In [None]:
!pip install torch datasets pandas transformers sentencepiece accelerate

In [None]:
import torch
from datasets import Dataset
import pandas as pd
from transformers import (
    MT5ForConditionalGeneration,
    AutoTokenizer,
    Seq2SeqTrainingArguments,
    Seq2SeqTrainer,
    DataCollatorForSeq2Seq,
)

def main():

    try:
        df = pd.read_csv("Summarization_dataset.csv", engine='python', on_bad_lines='skip')
    except FileNotFoundError:
        print("Error: 'Summarization_dataset.csv' not found.")
        print("Please make sure the dataset file is uploaded to your Colab environment and the name matches exactly.")
        return

    # Convert the pandas DataFrame to a Hugging Face Dataset
    dataset = Dataset.from_pandas(df)


    model_name = "google/mt5-base"

    tokenizer = AutoTokenizer.from_pretrained(model_name)
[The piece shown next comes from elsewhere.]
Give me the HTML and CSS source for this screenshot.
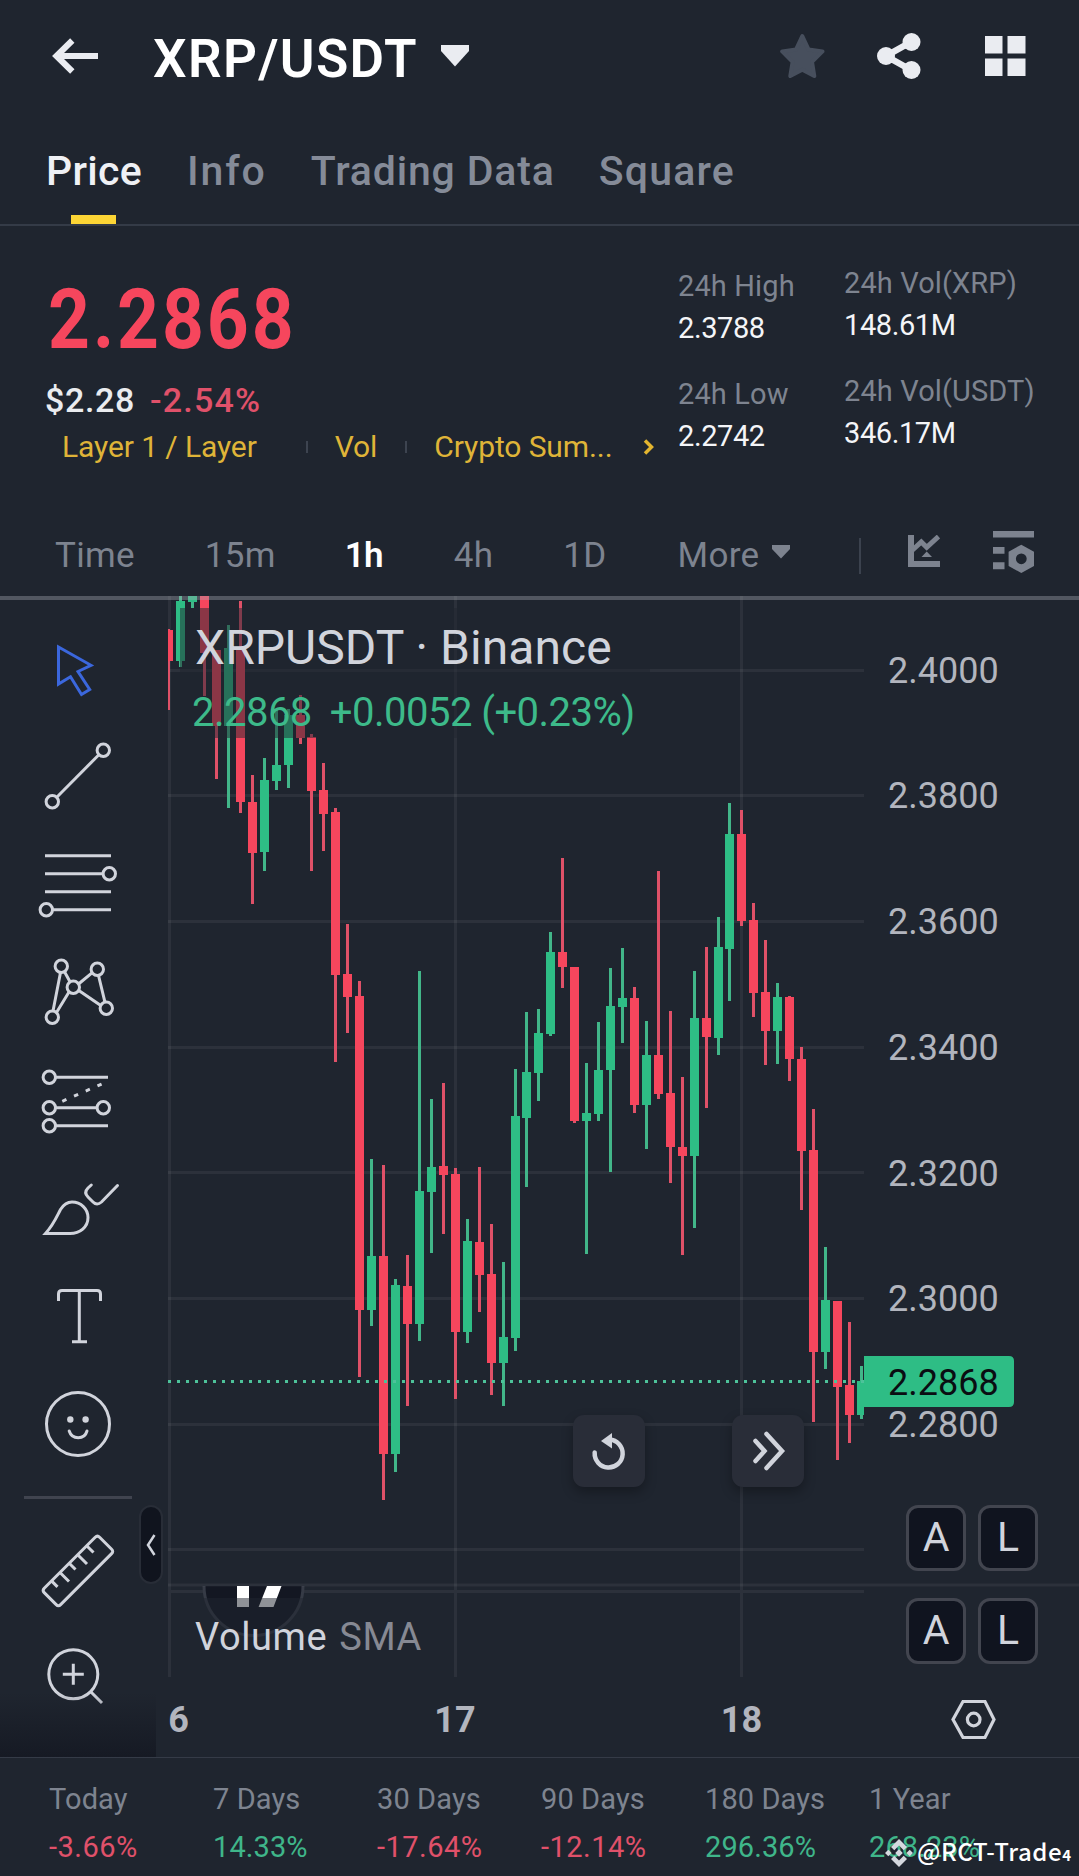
FILE: index.html
```
<!DOCTYPE html>
<html lang="en">
<head>
    <meta charset="UTF-8">
    <meta name="viewport" content="width=device-width, initial-scale=1.0">
    <title>XRP/USDT</title>
    <link rel="stylesheet" href="styles.css">
</head>
<body>
    <header class="header">
        <svg class="back" width="46" height="36" viewBox="0 0 46 36"><path d="M20.3 2.5L4.5 18L20.3 33.5M5 18H46"/></svg>
        <h1>XRP/USDT</h1>
        <svg class="caret" width="28" height="22" viewBox="0 0 28 22"><path d="M0 0H28V6L14 21.5L0 6Z"/></svg>
        <svg class="star" width="45" height="46" viewBox="0 0 45 46"><path d="M22.3 3L28.6 16.6L42.5 18.4L32 28.8L34.3 43L22.3 36.8L10.3 43L12.6 28.8L2.2 18.4L16 16.6Z"/></svg>
        <svg class="share" width="44" height="46" viewBox="0 0 44 46">
            <path d="M34 9L9 23L34 37"/>
            <circle cx="9" cy="23" r="9"/><circle cx="34.5" cy="9" r="9"/><circle cx="34.5" cy="37" r="9"/>
        </svg>
        <svg class="grid-icon" width="41" height="40" viewBox="0 0 41 40"><path d="M0 0H17.5V17.5H0ZM22.5 0H40.5V17.5H22.5ZM0 22.5H17.5V40H0ZM22.5 22.5H40.5V40H22.5Z"/></svg>
    </header>

    <nav class="tabs">
        <span class="tab active">Price</span>
        <span class="tab info">Info</span>
        <span class="tab trading">Trading Data</span>
        <span class="tab square">Square</span>
    </nav>

    <section class="quote">
        <div class="main-price">
            <div class="price">2.2868</div>
            <div class="change"><span class="usd">$2.28</span><span class="down">-2.54%</span></div>
            <div class="tags">
                <span>Layer 1 / Layer</span>
                <i class="sep sep-first"></i>
                <span>Vol</span>
                <i class="sep"></i>
                <span>Crypto Sum...</span>
                <svg width="11" height="16" viewBox="0 0 11 16"><path d="M2 1.5L8.5 8L2 14.5"/></svg>
            </div>
        </div>
        <div class="stats">
            <label>24h High</label>
            <b>2.3788</b>
            <label>24h Low</label>
            <b>2.2742</b>
        </div>
        <div class="stats volume">
            <label>24h Vol(XRP)</label>
            <b>148.61M</b>
            <label>24h Vol(USDT)</label>
            <b>346.17M</b>
        </div>
    </section>

    <div class="intervals">
        <span>Time</span>
        <span>15m</span>
        <span class="active">1h</span>
        <span>4h</span>
        <span>1D</span>
        <span class="more">More <svg width="18" height="14" viewBox="0 0 18 14"><path d="M0 0H18V4L9 13.5L0 4Z"/></svg></span>
        <i class="bar"></i>
        <svg class="kline" width="32" height="32" viewBox="0 0 32 32">
            <path class="fill" d="M0 0H6V26H32V32H0ZM18.7 16.5L24 22H13.5Z"/>
            <path class="stroke" d="M4 15.5L13.3 7L18.7 12.3L30.5 1.5"/>
        </svg>
        <svg class="settings" width="41" height="42" viewBox="0 0 41 42">
            <path class="fill" d="M0 0H41V6.5H0ZM0 16H11.5V22.7H0ZM0 31.3H11.5V38.3H0Z"/>
            <path class="fill" fill-rule="evenodd" d="M28.3 13.7L41 20.7V35L28.3 42L15.6 35V20.7ZM28.3 22.4A5.4 5.4 0 1 0 28.3 33.2A5.4 5.4 0 1 0 28.3 22.4Z"/>
        </svg>
    </div>

    <main class="chart">
        <aside class="toolbar">
            <svg class="cursor" viewBox="0 0 168 108"><path d="M58.5 33L91 51.3L78 57.5L89.7 75.5L81.5 80.5L70.5 62.7L58.5 70Z"/></svg>
            <svg viewBox="0 0 168 108"><path d="M57 75L98.6 33"/><circle cx="52.3" cy="79.7" r="6.2"/><circle cx="103.3" cy="28.3" r="6.2"/></svg>
            <svg viewBox="0 0 168 108"><path d="M45 25.7H111M45 43.7H103M45 61.7H111M52.5 79.7H111"/><circle cx="109.3" cy="43.7" r="6.2"/><circle cx="46.3" cy="79.7" r="6.2"/></svg>
            <svg viewBox="0 0 168 108">
                <path d="M60.5 34.5L53 73M64.5 33.7L70 43.8M78.5 46L92 34.8M98.5 37.5L105 64.3M78.8 52.4L100.8 67.4M69 54L56.5 74.5"/>
                <circle cx="61.3" cy="28.3" r="6.2"/><circle cx="97.3" cy="31.3" r="6.2"/><circle cx="73.3" cy="49.3" r="6.2"/><circle cx="106.3" cy="70.3" r="6.2"/><circle cx="52.3" cy="79.3" r="6.2"/>
            </svg>
            <svg viewBox="0 0 168 108">
                <path d="M56 31.3H108M56 61.7H97M56 79.7H108"/><path stroke-dasharray="4.5 8.3" d="M62.3 55.3L104 37"/>
                <circle cx="49.3" cy="31.3" r="6.2"/><circle cx="49.3" cy="61.7" r="6.2"/><circle cx="103.3" cy="61.7" r="6.2"/><circle cx="49.3" cy="79.7" r="6.2"/>
            </svg>
            <svg viewBox="0 0 168 108"><path d="M45.5 79.5C54 70 56.5 63 60.5 55.5C64 50 67 48 72 48C81 48 88 55 88 63.5C88 73 80 79.5 70 79.5Z"/><path stroke-linecap="round" d="M91.3 31L88 34Q83.5 38.5 88 43L93 48Q97 52 101.5 48L117.5 31.5"/></svg>
            <svg viewBox="0 0 168 108"><path d="M58.5 39V32Q58.5 28.5 62 28.5H97Q100.5 28.5 100.5 32V39M79.3 28.5V79.7M72 79.7H87"/></svg>
            <svg viewBox="0 0 168 108"><circle cx="78" cy="54" r="31.5"/><circle class="dot" cx="70.3" cy="49.5" r="3.2"/><circle class="dot" cx="85.6" cy="49.5" r="3.2"/><path stroke-linecap="round" d="M69.2 61C72 70 84.5 70 87 61"/></svg>
            <hr>
            <svg viewBox="0 0 168 108">
                <path stroke-linejoin="round" d="M95.2 20.2Q97.4 18 99.6 20.2L111.6 32.2Q113.8 34.4 111.6 36.6L60.6 87.6Q58.4 89.8 56.2 87.6L44.2 75.6Q42 73.4 44.2 71.2Z"/>
                <path d="M51.5 63.9L57.5 69.9M60 55.5L69 64.5M69.2 46.2L75.5 52.5M77.7 37.7L87 47M86.7 28.7L93.5 35.5"/>
            </svg>
            <svg viewBox="0 0 168 108"><circle cx="73.3" cy="49.3" r="24.5"/><path d="M90.5 66.5L102 78M73.3 38.8V59.8M62.8 49.3H83.8"/></svg>
            <div class="fade"></div>
            <button class="collapse"><svg width="10" height="22" viewBox="0 0 10 22"><path d="M8.5 1L2 11L8.5 21"/></svg></button>
        </aside>
        <div class="plot">
            <svg id="canvas" width="911" height="1161" viewBox="168 596 911 1161"></svg>
            <div class="legend">
                <div class="symbol">XRPUSDT · Binance</div>
                <div class="values"><span>2.2868</span><span>+0.0052 (+0.23%)</span></div>
            </div>
            <div class="legend legend-volume"><span>Volume</span><span class="sma">SMA</span></div>
            <button class="float reset"><svg width="72" height="72" viewBox="0 0 72 72"><path class="line" d="M21.7 37.5A14 14 0 1 0 36.5 24.5"/><path class="tip" d="M28 26L39 18V33.5Z"/></svg></button>
            <button class="float next"><svg width="72" height="72" viewBox="0 0 72 72"><path class="line" d="M23.5 26L32.5 36L23.5 46M34.5 19L50 36L34.5 53"/></svg></button>
            <div class="modes"><button>A</button><button>L</button></div>
            <div class="modes modes-volume"><button>A</button><button>L</button></div>
        </div>
    </main>

    <footer class="periods">
        <div><label>Today</label><span class="down">-3.66%</span></div>
        <div><label>7 Days</label><span class="up">14.33%</span></div>
        <div><label>30 Days</label><span class="down">-17.64%</span></div>
        <div><label>90 Days</label><span class="down">-12.14%</span></div>
        <div><label>180 Days</label><span class="up">296.36%</span></div>
        <div><label>1 Year</label><span class="up">268.23%</span></div>
        <div class="author">
            <svg width="28" height="28" viewBox="0 0 28 28"><path d="M14 0L22 8L18.7 11.2L14 6.6L9.3 11.2L6 8ZM3.3 10.7L6.6 14L3.3 17.3L0 14ZM24.7 10.7L28 14L24.7 17.3L21.4 14ZM14 10.2L17.8 14L14 17.8L10.2 14ZM14 28L22 20L18.7 16.8L14 21.4L9.3 16.8L6 20Z"/></svg>
            <span>@RCT-Trade<small>4</small></span>
        </div>
    </footer>

    <script src="script.js"></script>
</body>
</html>
```

FILE: styles.css
```
*{
    margin: 0;
    padding: 0;
    box-sizing: border-box;
}
body{
    width: 1079px;
    height: 1876px;
    overflow: hidden;
    background-color: #1f252f;
    color: #eaecef;
    font-family: Roboto, sans-serif;
}
svg{
    display: block;
    flex: none;
}
button{
    border: 0;
    font-family: inherit;
}
.down{
    color: #e0516a;
}
.up{
    color: #3fb68a;
}

/* header */
.header{
    display: flex;
    align-items: center;
    height: 112px;
    padding: 0 53px 0 52px;
    fill: #eaecf1;
}
.back path{
    fill: none;
    stroke: #eaecf1;
    stroke-width: 6.2;
}
.header h1{
    margin: 5px 0 0 55px;
    font-size: 53px;
    line-height: 60px;
    font-weight: 600;
    letter-spacing: 1.34px;
    color: #fff;
}
.caret{
    margin-left: 23px;
}
.star{
    margin-left: auto;
    fill: #474f5d;
    stroke: #474f5d;
    stroke-width: 4;
    stroke-linejoin: round;
}
.share{
    margin-left: 52px;
}
.share path{
    fill: none;
    stroke: #eaecf1;
    stroke-width: 6.5;
}
.grid-icon{
    margin-left: 64px;
}

/* tabs */
.tabs{
    display: flex;
    gap: 44px;
    height: 114px;
    padding: 39px 0 0 46px;
    border-bottom: 2px solid #343b47;
    font-size: 41px;
    line-height: 40px;
    font-weight: 500;
    color: #858b98;
}
.tab{
    position: relative;
}
.tab.active{
    color: #eff1f5;
    letter-spacing: 0.3px;
}
.tab.active::after{
    content: "";
    position: absolute;
    left: 25px;
    top: 64px;
    width: 45px;
    height: 9px;
    background-color: #fcd535;
}
.info{
    margin-left: 1px;
    letter-spacing: 1.9px;
}
.trading{
    letter-spacing: 0.84px;
}
.square{
    letter-spacing: 1.2px;
}

/* quote */
.quote{
    display: grid;
    grid-template-columns: 678px 166px 1fr;
    height: 288px;
}
.main-price{
    padding-top: 52px;
}
.price{
    padding-left: 48px;
    font-size: 84px;
    line-height: 84px;
    font-weight: 700;
    letter-spacing: 3.4px;
    color: #f6465d;
    transform: scaleX(0.87);
    transform-origin: 48px 50%;
}
.change{
    display: flex;
    gap: 15px;
    margin-top: 18px;
    padding-left: 45px;
    font-size: 34px;
    line-height: 40px;
    font-weight: 500;
    letter-spacing: 1.2px;
}
.usd{
    letter-spacing: 0.65px;
}
.tags{
    display: flex;
    align-items: center;
    margin-top: 9px;
    padding-left: 62px;
    font-size: 30px;
    line-height: 36px;
    color: #dfb438;
}
.tags span{
    letter-spacing: -0.1px;
}
.tags svg{
    margin-left: 31px;
    fill: none;
    stroke: #e3b52f;
    stroke-width: 3.5;
}
.sep{
    width: 2px;
    height: 12px;
    margin: 0 27px 0 28px;
    background-color: #3d4450;
}
.sep-first{
    margin-left: 49px;
}
.stats{
    padding-top: 42px;
    font-size: 29px;
    line-height: 36px;
}
.stats.volume{
    padding-top: 39px;
}
.stats label{
    display: block;
    color: #7e8490;
    letter-spacing: 0.12px;
    white-space: nowrap;
}
.stats b{
    display: block;
    margin: 6px 0 30px;
    font-weight: 400;
    letter-spacing: -0.4px;
    color: #f4f5f8;
}

/* intervals */
.intervals{
    display: flex;
    align-items: center;
    gap: 70px;
    height: 83px;
    margin-bottom: -1px;
    padding-left: 55px;
    font-size: 35px;
    line-height: 42px;
    letter-spacing: 0.3px;
    color: #7d838f;
    fill: #7d838f;
}
.intervals .active{
    margin: 0 1px 0 -1px;
    color: #fff;
    font-weight: 600;
    letter-spacing: -0.8px;
}
.more{
    display: flex;
    gap: 13px;
    margin-left: 1px;
}
.more svg{
    margin-top: 10px;
}
.bar{
    width: 2px;
    height: 36px;
    margin: 0 -23px 0 -1px;
    background-color: #3b424e;
}
.kline{
    margin-top: -9px;
}
.kline .stroke{
    fill: none;
    stroke: #7d838f;
    stroke-width: 5;
}
.settings{
    margin: -7px 0 0 -17px;
}

/* chart */
.chart{
    position: relative;
    display: grid;
    grid-template-columns: 168px 911px;
    height: 1161px;
}
.chart::before{
    content: "";
    position: absolute;
    z-index: 2;
    left: 0;
    right: 0;
    top: 0;
    height: 4px;
    background-color: rgba(165, 170, 180, 0.38);
}
.toolbar{
    position: relative;
    height: 1161px;
    padding-top: 18px;
    overflow: hidden;
}
.toolbar > svg{
    width: 168px;
    height: 108px;
    fill: none;
    stroke: #d1d4dc;
    stroke-width: 3;
}
.toolbar > .cursor{
    stroke: #3b67dd;
}
.toolbar .dot{
    fill: #d1d4dc;
    stroke: none;
}
.toolbar hr{
    width: 108px;
    height: 3px;
    margin: 18px 0 18px 24px;
    border: 0;
    background-color: #40444f;
}
.fade{
    position: absolute;
    left: 0;
    bottom: 0;
    width: 156px;
    height: 64px;
    background: linear-gradient(rgba(22, 26, 36, 0), #161a24);
}
.collapse{
    position: absolute;
    left: 139px;
    top: 909px;
    width: 24px;
    height: 79px;
    padding-left: 5px;
    border: 2px solid #282d37;
    border-radius: 12px;
    background-color: #10141e;
}
.collapse path{
    fill: none;
    stroke: #d1d4dc;
    stroke-width: 2.5;
}
.plot{
    position: relative;
}
.legend{
    position: absolute;
    left: 12px;
    top: 12px;
    width: 470px;
    height: 130px;
    padding: 12px 0 0 15px;
    background-color: rgba(31, 37, 47, 0.5);
    color: #d1d4dc;
}
.symbol{
    font-size: 48px;
    line-height: 56px;
    letter-spacing: 0.05px;
}
.values{
    display: flex;
    gap: 18px;
    margin: 13px 0 0 -3px;
    font-size: 40px;
    line-height: 48px;
    letter-spacing: -0.52px;
    color: #3dba8a;
}
.legend-volume{
    display: flex;
    gap: 12px;
    top: 1002px;
    width: 250px;
    height: 67px;
    padding: 16px 0 0 15px;
    font-size: 38px;
    line-height: 46px;
    letter-spacing: 0.6px;
}
.sma{
    color: #868993;
}
.float{
    position: absolute;
    top: 819px;
    width: 72px;
    height: 72px;
    border-radius: 11px;
    background-color: #292d38;
    box-shadow: 0 5px 12px rgba(0, 0, 0, 0.3);
}
.reset{
    left: 405px;
}
.next{
    left: 564px;
}
.float .line{
    fill: none;
    stroke: #d1d4dc;
    stroke-width: 4.5;
    stroke-linecap: round;
}
.float .tip{
    fill: #d1d4dc;
}
.modes{
    position: absolute;
    left: 738px;
    top: 909px;
    display: flex;
    gap: 12px;
}
.modes-volume{
    top: 1002px;
}
.modes button{
    width: 60px;
    height: 66px;
    padding-bottom: 3px;
    border: 3px solid #42454f;
    border-radius: 12px;
    background-color: #10141f;
    color: #d1d4dc;
    font-size: 41px;
    line-height: 56px;
}

/* chart drawing */
.grid-line{
    stroke: rgba(255, 255, 255, 0.06);
    stroke-width: 3;
}
.up-body{
    fill: #2ebd85;
}
.down-body{
    fill: #f6465d;
}
.up-wick{
    fill: #42b689;
}
.down-wick{
    fill: #df5168;
}
.last-line{
    stroke: #4dc29a;
    stroke-width: 3;
    stroke-dasharray: 3 6;
}
.axis{
    font-size: 36px;
    fill: #b2b5be;
}
.axis.last{
    fill: #0a0d12;
}
.axis.day{
    font-weight: 700;
    text-anchor: middle;
}
.logo-circle{
    fill: #131722;
    stroke: #363b46;
    stroke-width: 3;
}
.logo-mark{
    fill: #fff;
}
.gear{
    fill: none;
    stroke: #d1d4dc;
    stroke-width: 3.2;
}

/* periods */
.periods{
    position: relative;
    display: grid;
    grid-template-columns: repeat(6, 164px);
    height: 119px;
    padding: 23px 0 0 49px;
    border-top: 1px solid #353b47;
    font-size: 29px;
    line-height: 36px;
    letter-spacing: 0.1px;
}
.periods label{
    display: block;
    margin-bottom: 12px;
    color: #7e8490;
}
.periods .down{
    letter-spacing: 0.5px;
}
.author{
    position: absolute;
    left: 885px;
    top: 77px;
    display: flex;
    align-items: center;
    gap: 4px;
    font: 500 24px/32px "Noto Sans CJK SC", sans-serif;
    letter-spacing: 0.6px;
    color: #fff;
    fill: #d5d8de;
}
.author small{
    font-size: 15px;
    font-weight: 700;
}
```

FILE: script.js
```
const canvas = document.getElementById('canvas');

// side, high, body top, body bottom, low
const candles = [
    ['down', 629, 630, 661, 710], ['up', 590, 601, 661, 667], ['up', 580, 590, 602, 608], ['down', 580, 590, 653, 696],
    ['down', 650, 650, 726, 779], ['up', 625, 648, 726, 808], ['down', 601, 648, 802, 813], ['down', 775, 802, 853, 904],
    ['up', 758, 780, 852, 871], ['up', 710, 765, 781, 790], ['up', 709, 715, 765, 788], ['down', 695, 715, 738, 744],
    ['down', 734, 737, 791, 871], ['down', 763, 790, 814, 851], ['down', 808, 812, 975, 1062], ['down', 924, 974, 997, 1033],
    ['down', 981, 996, 1310, 1377], ['up', 1159, 1256, 1310, 1326], ['down', 1165, 1256, 1454, 1500], ['up', 1279, 1285, 1454, 1472],
    ['down', 1255, 1286, 1324, 1406], ['up', 971, 1191, 1324, 1341], ['up', 1099, 1167, 1192, 1253], ['down', 1083, 1166, 1175, 1234],
    ['down', 1168, 1174, 1332, 1399], ['up', 1219, 1241, 1332, 1343], ['down', 1167, 1242, 1275, 1312], ['down', 1224, 1274, 1363, 1395],
    ['up', 1262, 1337, 1363, 1406], ['up', 1069, 1116, 1338, 1351], ['up', 1012, 1072, 1118, 1187], ['up', 1009, 1033, 1073, 1101],
    ['up', 932, 952, 1034, 1036], ['down', 858, 952, 967, 988], ['down', 967, 967, 1121, 1123], ['up', 1063, 1113, 1121, 1254],
    ['up', 1022, 1070, 1114, 1121], ['up', 968, 1006, 1070, 1172], ['up', 948, 998, 1007, 1043], ['down', 987, 998, 1105, 1113],
    ['up', 1021, 1055, 1105, 1149], ['down', 871, 1055, 1094, 1099], ['down', 1011, 1093, 1147, 1183], ['down', 1077, 1147, 1156, 1255],
    ['up', 971, 1018, 1156, 1228], ['down', 947, 1018, 1037, 1108], ['up', 917, 947, 1038, 1055], ['up', 803, 834, 949, 1001],
    ['down', 810, 834, 921, 926], ['down', 903, 920, 993, 1017], ['down', 940, 992, 1031, 1065], ['up', 983, 997, 1031, 1064],
    ['down', 996, 997, 1059, 1081], ['down', 1047, 1059, 1151, 1210], ['down', 1109, 1150, 1352, 1422], ['up', 1247, 1300, 1352, 1369],
    ['down', 1301, 1301, 1387, 1460], ['down', 1322, 1385, 1415, 1443], ['up', 1366, 1381, 1415, 1419]
];

const prices = ['2.4000', '2.3800', '2.3600', '2.3400', '2.3200', '2.3000', '2.2800', ''];
const days = [['6', 178.5], ['17', 455], ['18', 741.5]];

let html = '<clipPath id="area"><rect x="168" y="596" width="696" height="1081"/></clipPath><g clip-path="url(#area)">';

// grid
for (let i = 0; i < prices.length; i++) {
    let y = Math.round(669.5 + i * 125.7) + 0.5;
    html += `<path class="grid-line" d="M168 ${y}H864"/>`;
}
html += '<path class="grid-line" d="M168 1591.5H864M169.5 596V1677M455.5 596V1677M741.5 596V1677"/>';

// candles
for (let i = 0; i < candles.length; i++) {
    let [side, high, top, bottom, low] = candles[i];
    let x = 168 + 12 * i - (i >= 12) - (i >= 30) - (i >= 47);
    html += `<rect class="${side}-wick" x="${x - 1}" y="${high}" width="3" height="${low - high}"/>`;
    html += `<rect class="${side}-body" x="${x - 4}" y="${top}" width="9" height="${bottom - top}"/>`;
}
html += '<path class="last-line" d="M168 1381.5H864"/></g>';

// logo cut by the pane border
html += '<path class="logo-circle" d="M204 1586A49.5 49.5 0 0 0 303 1586"/>';
html += '<path class="logo-mark" d="M237 1586H249V1607H237ZM267 1586H281.5L273.5 1607H258.6Z"/>';
html += '<path class="grid-line" d="M168 1585H1079"/>';

// price axis
for (let i = 0; i < prices.length; i++) {
    html += `<text class="axis" x="888" y="${682.7 + i * 125.7}">${prices[i]}</text>`;
}
html += '<path class="up-body" d="M864 1356H1009Q1014 1356 1014 1361V1402Q1014 1407 1009 1407H864Z"/>';
html += '<text class="axis last" x="888" y="1395">2.2868</text>';

// time axis
for (const [day, x] of days) {
    html += `<text class="axis day" x="${x}" y="1732">${day}</text>`;
}
html += '<path class="gear" d="M963 1701.5H985L994 1719.5L985 1737.5H963L953 1719.5Z"/><circle class="gear" cx="973.7" cy="1719.5" r="6.3"/>';

canvas.innerHTML = html;
```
    model = MT5ForConditionalGeneration.from_pretrained(model_name)


    prefix = "summarize: "
    max_input_length = 512
    max_target_length = 150

    def preprocess_function(examples):
        """Tokenizes the dataset."""

        inputs = [prefix + str(article) for article in examples["article"]]


        model_inputs = tokenizer(inputs, max_length=max_input_length, truncation=True, padding="max_length")

 .
        with tokenizer.as_target_tokenizer():
            labels = tokenizer(examples["highlights"], max_length=max_target_length, truncation=True, padding="max_length")

        model_inputs["labels"] = labels["input_ids"]
        return model_inputs


    tokenized_dataset = dataset.map(
        preprocess_function,
        batched=True,
    )

    training_args = Seq2SeqTrainingArguments(
        output_dir="./results_mt5_summarization",    # Directory to save the model and results
        num_train_epochs=50,                   # Total number of training epochs
        per_device_train_batch_size=2,         # Batch size per device during training
        per_device_eval_batch_size=2,          # Batch size for evaluation (if used)
        warmup_steps=50,                       # Number of warmup steps for learning rate scheduler
        weight_decay=0.01,                     # Strength of weight decay
        logging_dir='./logs_summarization',    # Directory for storing logs
        logging_steps=10,
        save_total_limit=2,                    # Only keep the last 2 saved models
        predict_with_generate=True,            # Whether to use generate to calculate generative metrics
        report_to="none",                      # Disable integration with Weights & Biases
    )

    # Data collator prepares batches of data for the model.
    data_collator = DataCollatorForSeq2Seq(tokenizer, model=model)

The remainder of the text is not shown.